* **WHAT THE TASK REQUIRES**:
Your task is to print all of the material verbatim.

* **THE INPUT**:

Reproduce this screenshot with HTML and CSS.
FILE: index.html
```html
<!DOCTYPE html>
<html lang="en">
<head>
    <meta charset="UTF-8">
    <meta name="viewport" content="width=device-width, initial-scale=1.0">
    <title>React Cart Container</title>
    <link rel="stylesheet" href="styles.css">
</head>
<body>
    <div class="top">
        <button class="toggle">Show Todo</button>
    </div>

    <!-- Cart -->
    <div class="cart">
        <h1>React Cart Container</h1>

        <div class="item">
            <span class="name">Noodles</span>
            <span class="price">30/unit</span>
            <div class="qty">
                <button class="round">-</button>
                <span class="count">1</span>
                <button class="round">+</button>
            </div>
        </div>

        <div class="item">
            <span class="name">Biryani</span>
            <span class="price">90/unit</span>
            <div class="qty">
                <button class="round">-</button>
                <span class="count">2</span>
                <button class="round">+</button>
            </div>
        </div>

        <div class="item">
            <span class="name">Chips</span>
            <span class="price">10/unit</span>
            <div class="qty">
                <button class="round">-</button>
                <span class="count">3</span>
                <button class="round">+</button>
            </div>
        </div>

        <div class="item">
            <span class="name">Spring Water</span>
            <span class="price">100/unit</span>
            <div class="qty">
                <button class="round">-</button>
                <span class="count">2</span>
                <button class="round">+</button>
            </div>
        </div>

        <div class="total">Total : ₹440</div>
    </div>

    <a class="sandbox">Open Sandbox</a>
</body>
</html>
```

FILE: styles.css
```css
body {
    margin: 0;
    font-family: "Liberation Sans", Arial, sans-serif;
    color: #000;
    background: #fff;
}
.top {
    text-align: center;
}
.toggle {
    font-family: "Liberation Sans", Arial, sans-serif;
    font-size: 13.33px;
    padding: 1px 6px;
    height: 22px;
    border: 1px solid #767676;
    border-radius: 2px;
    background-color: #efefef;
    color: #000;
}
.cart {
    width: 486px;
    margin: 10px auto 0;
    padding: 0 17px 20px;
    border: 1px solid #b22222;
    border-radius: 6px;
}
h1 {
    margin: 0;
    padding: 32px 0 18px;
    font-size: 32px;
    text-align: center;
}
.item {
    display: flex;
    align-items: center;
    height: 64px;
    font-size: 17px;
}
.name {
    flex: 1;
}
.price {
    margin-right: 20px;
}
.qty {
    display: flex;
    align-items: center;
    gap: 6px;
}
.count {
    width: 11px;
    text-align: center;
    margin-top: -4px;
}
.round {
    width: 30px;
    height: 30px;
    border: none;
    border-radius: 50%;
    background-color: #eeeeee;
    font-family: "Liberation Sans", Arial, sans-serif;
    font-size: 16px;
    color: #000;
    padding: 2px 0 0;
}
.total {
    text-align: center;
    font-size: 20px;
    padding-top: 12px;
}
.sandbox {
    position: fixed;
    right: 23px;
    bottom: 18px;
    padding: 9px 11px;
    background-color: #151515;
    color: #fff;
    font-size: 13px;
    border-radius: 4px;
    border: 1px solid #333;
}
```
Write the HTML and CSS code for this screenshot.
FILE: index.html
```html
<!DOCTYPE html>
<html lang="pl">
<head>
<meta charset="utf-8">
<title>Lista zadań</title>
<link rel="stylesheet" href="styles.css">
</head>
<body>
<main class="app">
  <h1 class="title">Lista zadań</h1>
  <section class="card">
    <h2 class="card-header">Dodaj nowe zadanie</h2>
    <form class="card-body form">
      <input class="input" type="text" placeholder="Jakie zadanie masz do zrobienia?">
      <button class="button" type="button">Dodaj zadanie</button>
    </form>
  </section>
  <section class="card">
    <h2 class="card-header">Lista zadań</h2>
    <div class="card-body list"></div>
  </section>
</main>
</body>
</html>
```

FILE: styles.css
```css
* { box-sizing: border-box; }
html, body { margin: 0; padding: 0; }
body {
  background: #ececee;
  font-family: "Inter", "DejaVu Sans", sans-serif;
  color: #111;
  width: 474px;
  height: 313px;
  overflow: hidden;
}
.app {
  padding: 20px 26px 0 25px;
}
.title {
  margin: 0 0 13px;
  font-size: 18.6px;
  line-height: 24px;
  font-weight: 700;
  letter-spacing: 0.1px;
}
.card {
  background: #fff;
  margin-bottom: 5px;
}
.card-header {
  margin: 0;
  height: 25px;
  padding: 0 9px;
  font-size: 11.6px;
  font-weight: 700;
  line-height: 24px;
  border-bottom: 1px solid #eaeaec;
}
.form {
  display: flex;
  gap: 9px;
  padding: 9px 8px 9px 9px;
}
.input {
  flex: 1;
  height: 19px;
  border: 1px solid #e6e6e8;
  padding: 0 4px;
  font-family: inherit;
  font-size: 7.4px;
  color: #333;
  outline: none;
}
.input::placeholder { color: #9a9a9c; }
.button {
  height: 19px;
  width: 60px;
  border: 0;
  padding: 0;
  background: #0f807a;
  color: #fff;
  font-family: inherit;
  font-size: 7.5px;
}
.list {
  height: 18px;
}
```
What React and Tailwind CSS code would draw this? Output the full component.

* **COMPLETED TASK**:
Reproduce this screenshot with HTML and CSS.
FILE: index.html
```html
<!DOCTYPE html>
<html lang="en">
<head>
    <meta charset="UTF-8">
    <meta name="viewport" content="width=device-width, initial-scale=1.0">
    <title>React Cart Container</title>
    <link rel="stylesheet" href="styles.css">
</head>
<body>
    <div class="top">
        <button class="toggle">Show Todo</button>
    </div>

    <!-- Cart -->
    <div class="cart">
        <h1>React Cart Container</h1>

        <div class="item">
            <span class="name">Noodles</span>
            <span class="price">30/unit</span>
            <div class="qty">
                <button class="round">-</button>
                <span class="count">1</span>
                <button class="round">+</button>
            </div>
        </div>

        <div class="item">
            <span class="name">Biryani</span>
            <span class="price">90/unit</span>
            <div class="qty">
                <button class="round">-</button>
                <span class="count">2</span>
                <button class="round">+</button>
            </div>
        </div>

        <div class="item">
            <span class="name">Chips</span>
            <span class="price">10/unit</span>
            <div class="qty">
                <button class="round">-</button>
                <span class="count">3</span>
                <button class="round">+</button>
            </div>
        </div>

        <div class="item">
            <span class="name">Spring Water</span>
            <span class="price">100/unit</span>
            <div class="qty">
                <button class="round">-</button>
                <span class="count">2</span>
                <button class="round">+</button>
            </div>
        </div>

        <div class="total">Total : ₹440</div>
    </div>

    <a class="sandbox">Open Sandbox</a>
</body>
</html>
```

FILE: styles.css
```css
body {
    margin: 0;
    font-family: "Liberation Sans", Arial, sans-serif;
    color: #000;
    background: #fff;
}
.top {
    text-align: center;
}
.toggle {
    font-family: "Liberation Sans", Arial, sans-serif;
    font-size: 13.33px;
    padding: 1px 6px;
    height: 22px;
    border: 1px solid #767676;
    border-radius: 2px;
    background-color: #efefef;
    color: #000;
}
.cart {
    width: 486px;
    margin: 10px auto 0;
    padding: 0 17px 20px;
    border: 1px solid #b22222;
    border-radius: 6px;
}
h1 {
    margin: 0;
    padding: 32px 0 18px;
    font-size: 32px;
    text-align: center;
}
.item {
    display: flex;
    align-items: center;
    height: 64px;
    font-size: 17px;
}
.name {
    flex: 1;
}
.price {
    margin-right: 20px;
}
.qty {
    display: flex;
    align-items: center;
    gap: 6px;
}
.count {
    width: 11px;
    text-align: center;
    margin-top: -4px;
}
.round {
    width: 30px;
    height: 30px;
    border: none;
    border-radius: 50%;
    background-color: #eeeeee;
    font-family: "Liberation Sans", Arial, sans-serif;
    font-size: 16px;
    color: #000;
    padding: 2px 0 0;
}
.total {
    text-align: center;
    font-size: 20px;
    padding-top: 12px;
}
.sandbox {
    position: fixed;
    right: 23px;
    bottom: 18px;
    padding: 9px 11px;
    background-color: #151515;
    color: #fff;
    font-size: 13px;
    border-radius: 4px;
    border: 1px solid #333;
}
```
Write the HTML and CSS code for this screenshot.
FILE: index.html
```html
<!DOCTYPE html>
<html lang="pl">
<head>
<meta charset="utf-8">
<title>Lista zadań</title>
<link rel="stylesheet" href="styles.css">
</head>
<body>
<main class="app">
  <h1 class="title">Lista zadań</h1>
  <section class="card">
    <h2 class="card-header">Dodaj nowe zadanie</h2>
    <form class="card-body form">
      <input class="input" type="text" placeholder="Jakie zadanie masz do zrobienia?">
      <button class="button" type="button">Dodaj zadanie</button>
    </form>
  </section>
  <section class="card">
    <h2 class="card-header">Lista zadań</h2>
    <div class="card-body list"></div>
  </section>
</main>
</body>
</html>
```

FILE: styles.css
```css
* { box-sizing: border-box; }
html, body { margin: 0; padding: 0; }
body {
  background: #ececee;
  font-family: "Inter", "DejaVu Sans", sans-serif;
  color: #111;
  width: 474px;
  height: 313px;
  overflow: hidden;
}
.app {
  padding: 20px 26px 0 25px;
}
.title {
  margin: 0 0 13px;
  font-size: 18.6px;
  line-height: 24px;
  font-weight: 700;
  letter-spacing: 0.1px;
}
.card {
  background: #fff;
  margin-bottom: 5px;
}
.card-header {
  margin: 0;
  height: 25px;
  padding: 0 9px;
  font-size: 11.6px;
  font-weight: 700;
  line-height: 24px;
  border-bottom: 1px solid #eaeaec;
}
.form {
  display: flex;
  gap: 9px;
  padding: 9px 8px 9px 9px;
}
.input {
  flex: 1;
  height: 19px;
  border: 1px solid #e6e6e8;
  padding: 0 4px;
  font-family: inherit;
  font-size: 7.4px;
  color: #333;
  outline: none;
}
.input::placeholder { color: #9a9a9c; }
.button {
  height: 19px;
  width: 60px;
  border: 0;
  padding: 0;
  background: #0f807a;
  color: #fff;
  font-family: inherit;
  font-size: 7.5px;
}
.list {
  height: 18px;
}
```
What React and Tailwind CSS code would draw this? Output the full component.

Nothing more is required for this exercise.